Baroclinic Zone Question

[CZandbergen]

As of late I have have been doing a lot of reading and research regarding OFBs and their relationship to tornadogenesis and the production of violent tornadoes. One of the key ingredients we are all familiar with is the ingestion of streamwise vorticity into the updraft. I think I have my head wrapped around that concept and understand the implications. However, one of the attributes of OFBs and the streamwise vorticity they can generate is the baroclinic zone of the boundary. By definition, a baroclinic zone is a temperature gradient that exists across a constant pressure surface. This is where I am getting stuck and could use some help...

The question is how can a temperature gradient exist across a constant pressure surface? Is there just a temperature gradient? If so, does that mean it is constant pressure and constant moisture as well? I don't see how you can have a constant pressure and a temperature gradient unless there is a moisture gradient as well to account for the changes in density due to temperature and its direct correlation to temperature. Further, if there is a change in moisture to account for the change in temperature (to maintain a constant pressure), how is vorticity generated other than the interface (shear) of the wind on each side of the baroclinic zone? Or is that the answer?

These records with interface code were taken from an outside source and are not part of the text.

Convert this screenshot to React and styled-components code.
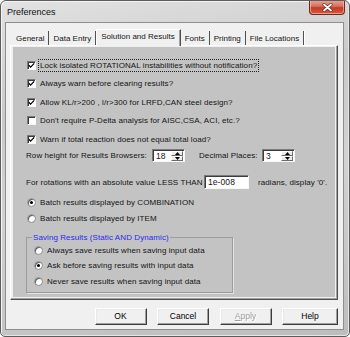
import React from "react";
import styled, { createGlobalStyle } from "styled-components";

const Global = createGlobalStyle`
  html, body {
    margin: 0;
    padding: 0;
    background: #ffffff;
  }
  body {
    font-family: "Liberation Sans", Arial, sans-serif;
    font-size: 8px;
    letter-spacing: 0.08px;
    color: #141414;
  }
`;

const Window = styled.div`
  box-sizing: border-box;
  width: 350px;
  height: 337px;
  border: 1px solid #5c5c5c;
  border-radius: 6px 6px 5px 5px;
  background: linear-gradient(170deg, #e2e2e2 0%, #c9c9c9 30%, #d2d2d2 55%, #bdbdbd 100%);
  box-shadow: inset 1px 1px 0 #f4f4f4, inset -1px -1px 0 #e6e6e6;
  display: flex;
  flex-direction: column;
  overflow: hidden;
`;

const TitleBar = styled.div`
  height: 21px;
  display: flex;
  align-items: flex-start;
  justify-content: space-between;
`;

const Title = styled.div`
  font-size: 9px;
  line-height: 9px;
  letter-spacing: 0;
  padding: 7px 0 0 6px;
  color: #101010;
`;

const CloseButton = styled.div`
  width: 36px;
  height: 15px;
  margin: -1px 4px 0 0;
  box-sizing: border-box;
  border: 1px solid #6e2a20;
  border-top: none;
  border-radius: 0 0 4px 4px;
  background: linear-gradient(180deg, #e8a99b 0%, #d86e5b 45%, #c23b25 55%, #d9593f 100%);
  box-shadow: inset 0 0 0 1px rgba(255, 210, 200, 0.55);
  display: flex;
  align-items: center;
  justify-content: center;
`;

const Client = styled.div`
  margin: 0 5px 6px 4px;
  flex: 1;
  background: #f0f0f0;
  border: 1px solid #8e8e8e;
  display: flex;
  flex-direction: column;
`;

const TabStrip = styled.div`
  height: 22px;
  padding-left: 6px;
  display: flex;
  align-items: flex-end;
`;

const Tab = styled.div`
  box-sizing: border-box;
  height: ${(p) => (p.$active ? 17 : 14)}px;
  padding: ${(p) => (p.$active ? "2px 5px 0 4px" : "3px 4px 0 4px")};
  line-height: 9px;
  white-space: nowrap;
  letter-spacing: 0;
  background: #f0f0f0;
  border-right: 1px solid #505050;
  border-left: ${(p) => (p.$active ? "1px solid #ffffff" : "none")};
  border-top: ${(p) => (p.$active ? "1px solid #ffffff" : "none")};
  box-shadow: ${(p) => (p.$active ? "inset -1px 0 0 #a0a0a0" : "1px 0 0 #ffffff")};
  margin-bottom: ${(p) => (p.$active ? "-1px" : "0")};
  position: relative;
  z-index: ${(p) => (p.$active ? 2 : 1)};
`;

const Panel = styled.div`
  margin: 0 5px 0 4px;
  height: 255px;
  box-sizing: border-box;
  border: 1px solid;
  border-color: #ffffff #505050 #505050 #ffffff;
  box-shadow: inset -1px -1px 0 #a0a0a0;
  padding: 1px 2px 2px 2px;
  display: flex;
`;

const Page = styled.div`
  flex: 1;
  background: #c3c3c3;
  padding: 9px 0 0 13px;
  display: flex;
  flex-direction: column;
`;

const CheckRow = styled.div`
  height: 18.5px;
  display: flex;
  align-items: center;
  padding-left: 1px;
`;

const Box = styled.span`
  box-sizing: border-box;
  width: 9px;
  height: 9px;
  background: #ffffff;
  border: 1px solid;
  border-color: #7a7a7a #f8f8f8 #f8f8f8 #7a7a7a;
  box-shadow: inset 1px 1px 0 #3c3c3c;
  display: flex;
  align-items: center;
  justify-content: center;
  flex-shrink: 0;
`;

const Radio = styled.span`
  box-sizing: border-box;
  width: 9px;
  height: 9px;
  border-radius: 50%;
  background: #ffffff;
  border: 1px solid #8a8a8a;
  box-shadow: inset 1px 1px 0 #5a5a5a;
  display: flex;
  align-items: center;
  justify-content: center;
  flex-shrink: 0;

  &::after {
    content: "";
    width: 3px;
    height: 3px;
    border-radius: 50%;
    background: ${(p) => (p.$on ? "#000" : "transparent")};
  }
`;

const Label = styled.span`
  margin-left: 3px;
  padding: 1px 1px;
  line-height: 9px;
  white-space: nowrap;
  outline: ${(p) => (p.$focus ? "1px dotted #202020" : "none")};
  outline-offset: 0;
`;

const FieldRow = styled.div`
  height: ${(p) => p.$h || 14}px;
  margin-top: ${(p) => p.$mt || 0}px;
  display: flex;
  align-items: center;
  white-space: nowrap;
`;

const FieldText = styled.span`
  width: ${(p) => (p.$w ? `${p.$w}px` : "auto")};
  margin-left: ${(p) => p.$ml || 0}px;
  flex-shrink: 0;
`;

const Spin = styled.div`
  box-sizing: border-box;
  width: 33px;
  height: 13px;
  background: #ffffff;
  border: 1px solid;
  border-color: #7a7a7a #f8f8f8 #f8f8f8 #7a7a7a;
  box-shadow: inset 1px 1px 0 #3c3c3c;
  display: flex;
  flex-shrink: 0;
`;

const SpinValue = styled.span`
  flex: 1;
  padding: 2px 0 0 3px;
  line-height: 9px;
  font-size: 8.5px;
`;

const SpinButtons = styled.div`
  width: 12px;
  display: flex;
  flex-direction: column;
  margin: 1px 1px 1px 0;
`;

const SpinButton = styled.div`
  flex: 1;
  box-sizing: border-box;
  background: #ececec;
  border: 1px solid;
  border-color: #ffffff #6a6a6a #6a6a6a #ffffff;
  display: flex;
  align-items: center;
  justify-content: center;
`;

const TextInput = styled.div`
  box-sizing: border-box;
  width: 45px;
  height: 14px;
  background: #ffffff;
  border: 1px solid;
  border-color: #7a7a7a #f8f8f8 #f8f8f8 #7a7a7a;
  box-shadow: inset 1px 1px 0 #3c3c3c;
  padding: 2px 0 0 3px;
  line-height: 9px;
  font-size: 8.5px;
  flex-shrink: 0;
`;

const RadioRow = styled.div`
  height: ${(p) => p.$h || 16}px;
  margin-top: ${(p) => p.$mt || 0}px;
  display: flex;
  align-items: center;
  padding-left: 1px;
`;

const Group = styled.fieldset`
  width: 207px;
  box-sizing: border-box;
  margin: 6px 0 0 0;
  padding: 0 0 3px 6px;
  border: 1px solid #9c9c9c;
  box-shadow: 1px 1px 0 #e2e2e2;
  min-width: 0;
`;

const Legend = styled.legend`
  padding: 0 1px;
  margin-left: -1px;
  height: 10px;
  line-height: 10px;
  color: #2a2af0;
`;

const ButtonRow = styled.div`
  display: flex;
  justify-content: flex-end;
  gap: 10.5px;
  margin: 8px 5px 0 0;
`;

const Button = styled.div`
  box-sizing: border-box;
  width: ${(p) => p.$w || 52}px;
  height: 17px;
  background: #f0f0f0;
  border: 1px solid;
  border-color: #ffffff #3c3c3c #3c3c3c #ffffff;
  box-shadow: inset -1px -1px 0 #a0a0a0, inset 1px 1px 0 #e8e8e8;
  display: flex;
  align-items: center;
  justify-content: center;
  font-size: 8.5px;
  letter-spacing: 0;
  color: ${(p) => (p.$disabled ? "#a0a0a0" : "#000")};
  text-shadow: ${(p) => (p.$disabled ? "1px 1px 0 #ffffff" : "none")};
  padding-bottom: 1px;
`;

const Check = () => (
  <svg width="7" height="7" viewBox="0 0 7 7">
    <path d="M0.8 3.3 L2.6 5.1 L6.2 1.4" fill="none" stroke="#000" strokeWidth="1.3" />
  </svg>
);

const Arrow = ({ up }) => (
  <svg width="5" height="3" viewBox="0 0 5 3">
    <path d={up ? "M0 3 L2.5 0 L5 3 Z" : "M0 0 L2.5 3 L5 0 Z"} fill="#000" />
  </svg>
);

const SpinBox = ({ value }) => (
  <Spin>
    <SpinValue>{value}</SpinValue>
    <SpinButtons>
      <SpinButton>
        <Arrow up />
      </SpinButton>
      <SpinButton>
        <Arrow />
      </SpinButton>
    </SpinButtons>
  </Spin>
);

const tabs = ["General", "Data Entry", "Solution and Results", "Fonts", "Printing", "File Locations"];

const checks = [
  { text: "Lock isolated ROTATIONAL instabilities without notification?", on: true, focus: true },
  { text: "Always warn before clearing results?", on: true },
  { text: "Allow KL/r>200 , l/r>300 for LRFD,CAN steel design?", on: true },
  { text: "Don't require P-Delta analysis for AISC,CSA, ACI, etc.?", on: false },
  { text: "Warn if total reaction does not equal total load?", on: true },
];

const saving = [
  { text: "Always save results when saving input data", on: false },
  { text: "Ask before saving results with input data", on: true },
  { text: "Never save results when saving input data", on: false },
];

export default function App() {
  return (
    <>
      <Global />
      <Window>
        <TitleBar>
          <Title>Preferences</Title>
          <CloseButton>
            <svg width="11" height="9" viewBox="0 0 11 9">
              <path d="M2 1.5 L9 7.5 M9 1.5 L2 7.5" stroke="#6b2a22" strokeWidth="3.2" strokeLinecap="round" />
              <path d="M2 1.5 L9 7.5 M9 1.5 L2 7.5" stroke="#ffffff" strokeWidth="1.8" strokeLinecap="round" />
            </svg>
          </CloseButton>
        </TitleBar>
        <Client>
          <TabStrip>
            {tabs.map((t) => (
              <Tab key={t} $active={t === "Solution and Results"}>
                {t}
              </Tab>
            ))}
          </TabStrip>
          <Panel>
            <Page>
              {checks.map((c) => (
                <CheckRow key={c.text}>
                  <Box>{c.on && <Check />}</Box>
                  <Label $focus={c.focus}>{c.text}</Label>
                </CheckRow>
              ))}
              <FieldRow>
                <FieldText $w={126}>Row height for Results Browsers:</FieldText>
                <SpinBox value="18" />
                <FieldText $ml={14} $w={63}>
                  Decimal Places:
                </FieldText>
                <SpinBox value="3" />
              </FieldRow>
              <FieldRow $mt={12.5}>
                <FieldText $w={178}>For rotations with an absolute value LESS THAN</FieldText>
                <TextInput>1e-008</TextInput>
                <FieldText $ml={9}>radians, display '0'.</FieldText>
              </FieldRow>
              <RadioRow $mt={5.5}>
                <Radio $on />
                <Label>Batch results displayed by COMBINATION</Label>
              </RadioRow>
              <RadioRow>
                <Radio />
                <Label>Batch results displayed by ITEM</Label>
              </RadioRow>
              <Group>
                <Legend>Saving Results (Static AND Dynamic)</Legend>
                {saving.map((s) => (
                  <RadioRow key={s.text} $h={15.5}>
                    <Radio $on={s.on} />
                    <Label>{s.text}</Label>
                  </RadioRow>
                ))}
              </Group>
            </Page>
          </Panel>
          <ButtonRow>
            <Button>OK</Button>
            <Button>Cancel</Button>
            <Button $disabled>
              <u>A</u>pply
            </Button>
            <Button $w={56}>Help</Button>
          </ButtonRow>
        </Client>
      </Window>
    </>
  );
}
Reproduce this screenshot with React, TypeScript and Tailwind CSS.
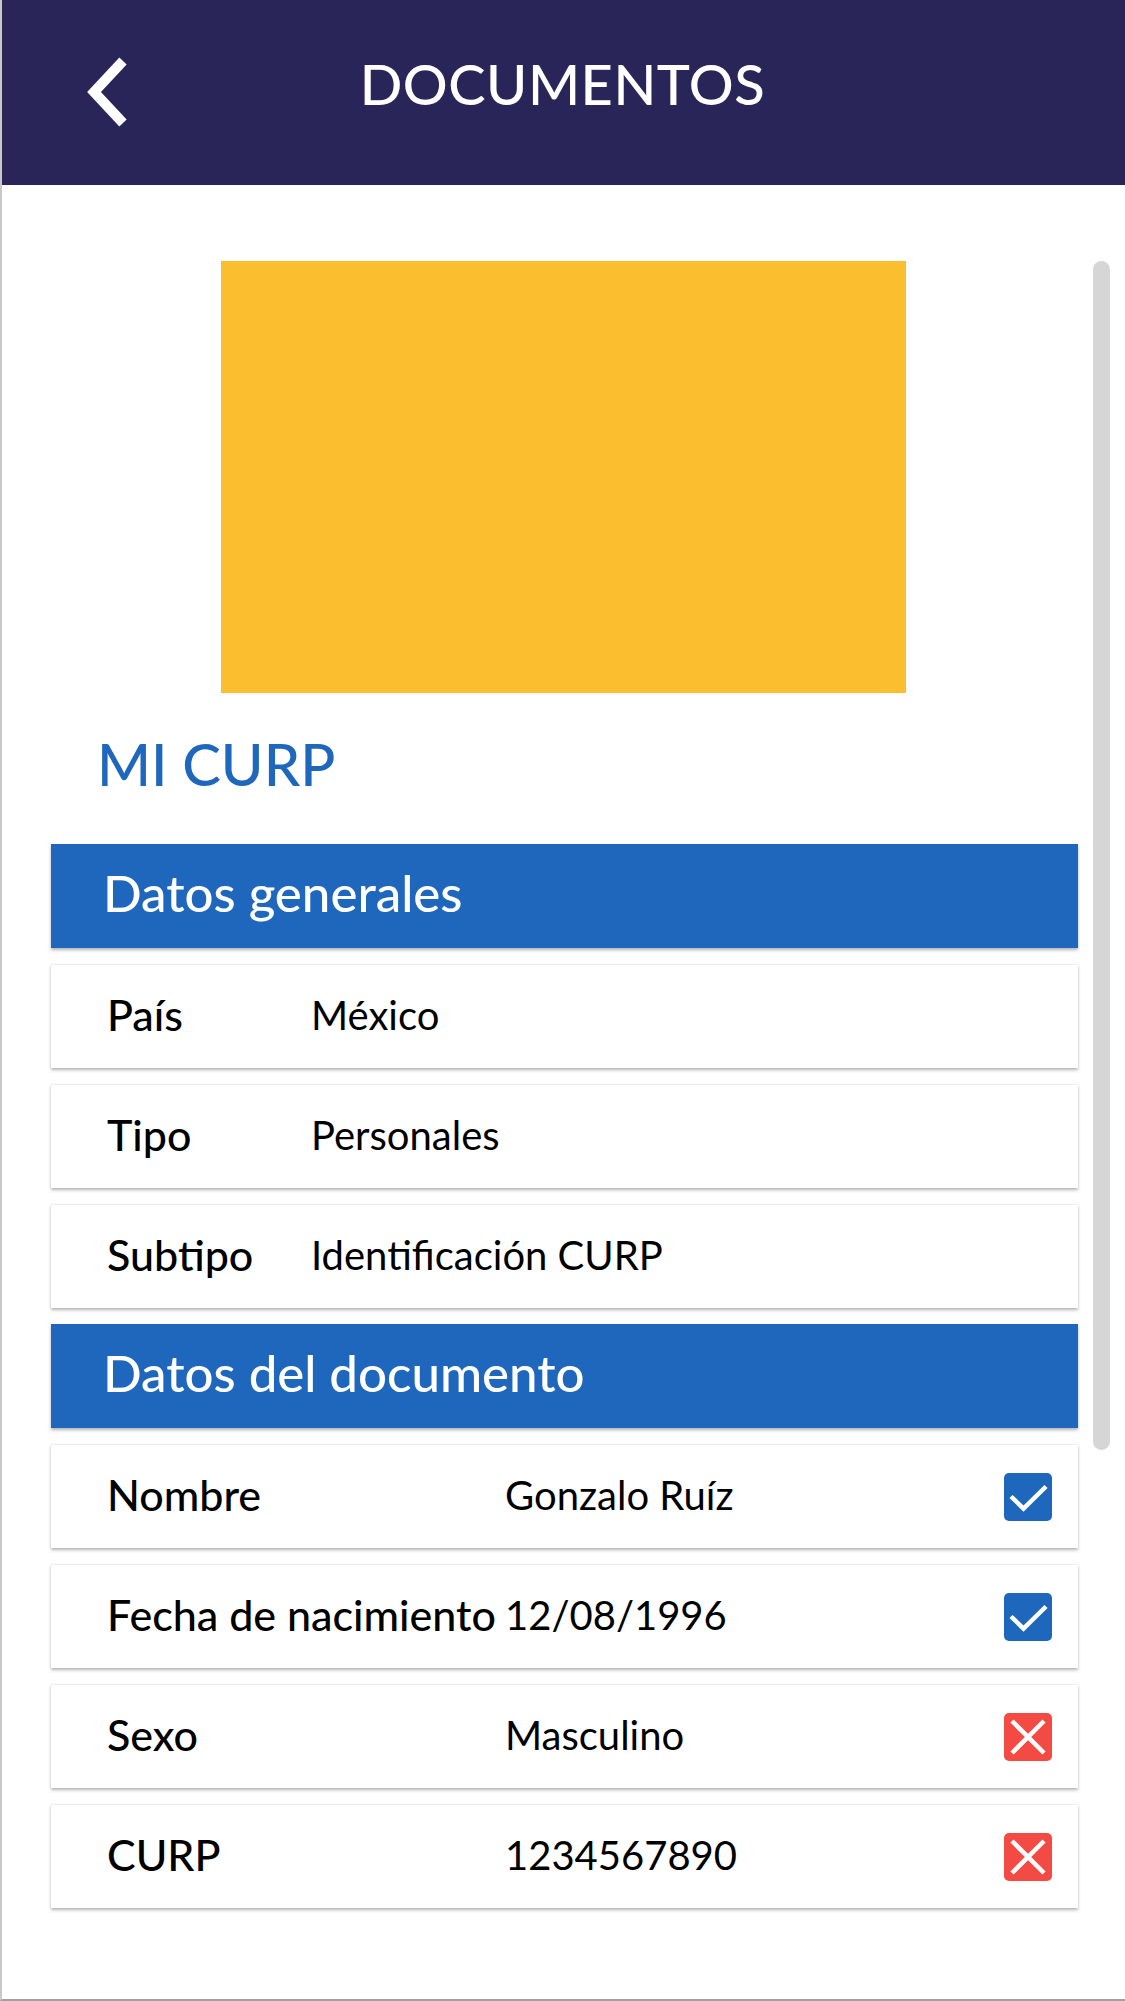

Any help here is appreciated. I can't seem to grasp this just yet.

 

[Robert Edmonds]

The question is how can a temperature gradient exist across a constant pressure surface?

Go back to ideal gas law. Pressure= density*constant*temperature. If pressure is constant, but temperature is varying, density must be changing across the surface (assuming local thermodynamic equilibrium, we're not in a picobar atmosphere). OFBs are sources of typically denser and thus cooler air. As to how vorticity is generated, differing density can generate horizontal vorticity through buoyancy differences with the overall environment. Think of a spherical cool blob of air (heck a baseball falling from rest in air for that matter), horizontal vorticity pointing clockwise (looking down) will be generated at the interface with the cold air (or baseball and air interface). Also if the gradient of pressure is not aligned with the gradient in density then vorticity is also generated in the parcel (i.e. it takes longer to accelerate more dense air with the same pressure gradient).

As for:

how is vorticity generated other than the interface (shear)

The presence of shear is usually(I'll explain why I said usually if necessary) indicative of the presence of vorticity (at the interface), not necessarily the generation of vorticity (i.e. it's already present).

I'll let someone else explain the finer details, it's Friday night, and have been told I need to get a life.